The observables sensitive to double-parton scattering (DPS) were fitted directly by tuning the MPI parameters. Two \(\mathrm {W}\)+dijet DPS tunes and two four-jet DPS tunes were constructed to study the dependence of the DPS-sensitive observables on the MPI parameters. The CMS UE tunes perform fairly well in the description of DPS observables, but they do not fit the DPS data as well as the DPS tunes do. On the other hand, the CMS DPS tunes do not fit the UE data as well as the UE tunes. At present, it is not possible to accurately describe both soft and hard MPI within the current pythia and herwig++ frameworks. Fitting DPS-sensitive observables has also provided the DPS effective cross section \(\sigma _\mathrm{eff}\) associated to each model. This method can be applied to determine the \(\sigma _\mathrm{eff}\) values associated with different MPI models implemented in the current MC event generators for the production of any final-state with two hard particles.

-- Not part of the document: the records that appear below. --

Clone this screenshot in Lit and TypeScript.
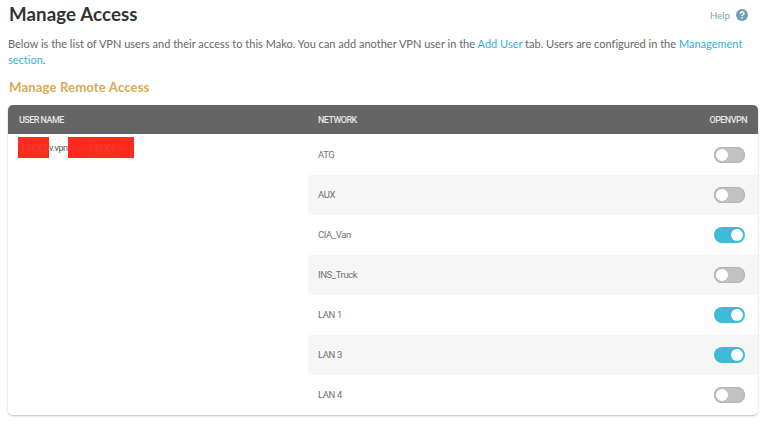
import { LitElement, html, css } from "lit";
import { customElement } from "lit/decorators.js";

const ROWS: [string, boolean][] = [
  ["ATG", false],
  ["AUX", false],
  ["CIA_Van", true],
  ["INS_Truck", false],
  ["LAN 1", true],
  ["LAN 3", true],
  ["LAN 4", false],
];

@customElement("app-root")
export class AppRoot extends LitElement {
  static styles = css`
    :host {
      display: block;
      width: 768px;
      height: 424px;
      overflow: hidden;
      background: #fff;
      font-family: Lato, "Liberation Sans", sans-serif;
      box-sizing: border-box;
      padding: 0 10px 0 8px;
      color: #555;
    }
    .top {
      display: flex;
      justify-content: space-between;
      align-items: center;
      height: 28px;
    }
    h1 {
      margin: 0;
      padding-left: 1px;
      font-size: 18.7px;
      line-height: 28px;
      font-weight: 700;
      color: #333;
      letter-spacing: 0.1px;
    }
    .help {
      display: flex;
      align-items: center;
      gap: 6px;
      padding-right: 10px;
      padding-top: 2px;
      font-size: 9.6px;
      color: #7fa3b5;
    }
    .help svg {
      width: 12px;
      height: 12px;
      display: block;
    }
    p {
      margin: 8px 0 0;
      font-size: 11px;
      line-height: 15.5px;
      color: #666;
      letter-spacing: 0.01px;
    }
    a {
      color: #2fb4d4;
      text-decoration: none;
    }
    h2 {
      margin: 10px 0 0;
      padding-left: 1px;
      font-size: 13.2px;
      line-height: 20px;
      font-weight: 700;
      color: #d9aa55;
      letter-spacing: 0.1px;
    }
    .card {
      margin-top: 8px;
      width: 750px;
      border-radius: 5px;
      box-shadow: 0 1px 2px rgba(0, 0, 0, 0.25);
      overflow: hidden;
      font-family: Roboto, "Liberation Sans", sans-serif;
    }
    .head {
      display: grid;
      grid-template-columns: 300px 1fr auto;
      align-items: center;
      height: 29px;
      padding: 0 11px 0 0;
      margin-bottom: 1px;
      background: #656565;
      color: #e6e6e6;
      font-size: 9px;
      font-weight: 500;
      letter-spacing: -0.55px;
    }
    .head span {
      padding-left: 10px;
    }
    .head span:first-child {
      padding-left: 11px;
    }
    .body {
      display: grid;
      grid-template-columns: 300px 1fr;
      background: #fff;
    }
    .user {
      position: relative;
      padding: 7px 0 0 41px;
      font-size: 9px;
      line-height: 12px;
      letter-spacing: -0.4px;
      color: #555;
    }
    .mask {
      position: absolute;
      top: 2px;
      height: 21px;
      background: #ff2a1e;
      color: #ee3a2e;
      font-size: 16px;
      line-height: 21px;
      letter-spacing: 0;
      text-align: center;
    }
    .m1 {
      left: 10px;
      width: 31px;
    }
    .m2 {
      left: 60px;
      width: 66px;
    }
    .row {
      display: flex;
      align-items: center;
      justify-content: space-between;
      height: 40px;
      padding: 0 13px 0 10px;
      font-size: 9.5px;
      letter-spacing: -0.4px;
      color: #707070;
    }
    .row span:first-child {
      margin-bottom: 1px;
    }
    .row:nth-child(even) {
      background: #f6f6f6;
    }
    .sw {
      width: 31px;
      height: 16px;
      border-radius: 8px;
      background: #c2c2c2;
      box-sizing: border-box;
      padding: 2px;
      display: flex;
      box-shadow: inset 0 0 0 1px #b3b3b3;
    }
    .sw::after {
      content: "";
      width: 12px;
      height: 12px;
      border-radius: 50%;
      background: #fff;
    }
    .sw.on {
      background: #3cbcd6;
      justify-content: flex-end;
      box-shadow: none;
    }
  `;

  render() {
    return html`
      <div class="top">
        <h1>Manage Access</h1>
        <div class="help">
          Help
          <svg viewBox="0 0 14 14">
            <circle cx="7" cy="7" r="7" fill="#6f9fb8"></circle>
            <path d="M4.900 5.400c.1-1.300 1-2 2.200-2 1.200 0 2.100.8 2.100 1.800 0 1.700-2.100 1.500-2.100 3.100" fill="none" stroke="#fff" stroke-width="1.700"></path>
            <rect x="6.200" y="9.400" width="1.800" height="1.800" fill="#fff"></rect>
          </svg>
        </div>
      </div>
      <p>
        Below is the list of VPN users and their access to this Mako. You can add another VPN user in the
        <a>Add User</a> tab. Users are configured in the <a>Management section</a>.
      </p>
      <h2>Manage Remote Access</h2>
      <div class="card">
        <div class="head">
          <span>USER NAME</span><span>NETWORK</span><span>OPENVPN</span>
        </div>
        <div class="body">
          <div class="user">
            v.vpn
            <div class="mask m1">Text</div>
            <div class="mask m2">Text</div>
          </div>
          <div>
            ${ROWS.map(
              ([n, on]) => html`<div class="row">
                <span>${n}</span><span class="sw ${on ? "on" : ""}"></span>
              </div>`
            )}
          </div>
        </div>
      </div>
    `;
  }
}
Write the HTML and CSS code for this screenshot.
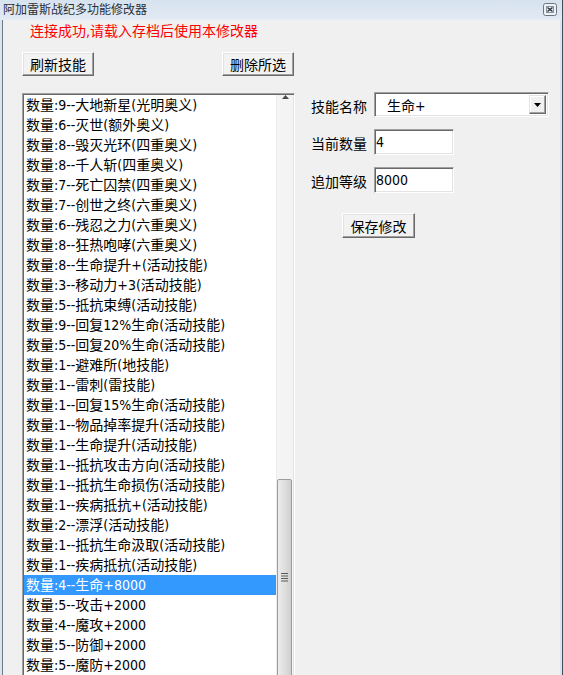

Predictions of pythia8 using the CMS UE tunes agree fairly well with the MB observables in the central region (\(|\eta |<2\)) and can be interfaced to higher-order and multileg matrix-element generators, such as powheg and MadGraph, while maintaining their good description of the UE. It is not necessary to produce separate tunes for these generators. In addition, we have verified that the measured particle pseudorapidity density at 13\(\,\text {TeV}\) is well reproduced by the new CMS UE Tunes. Furthermore, all of the new CMS tunes come with their eigentunes, which can be used to determine the uncertainties associated with the theoretical predictions. These new CMS tunes will play an important role in predicting and analyzing LHC data at 13 and \(14\,\text {TeV} \).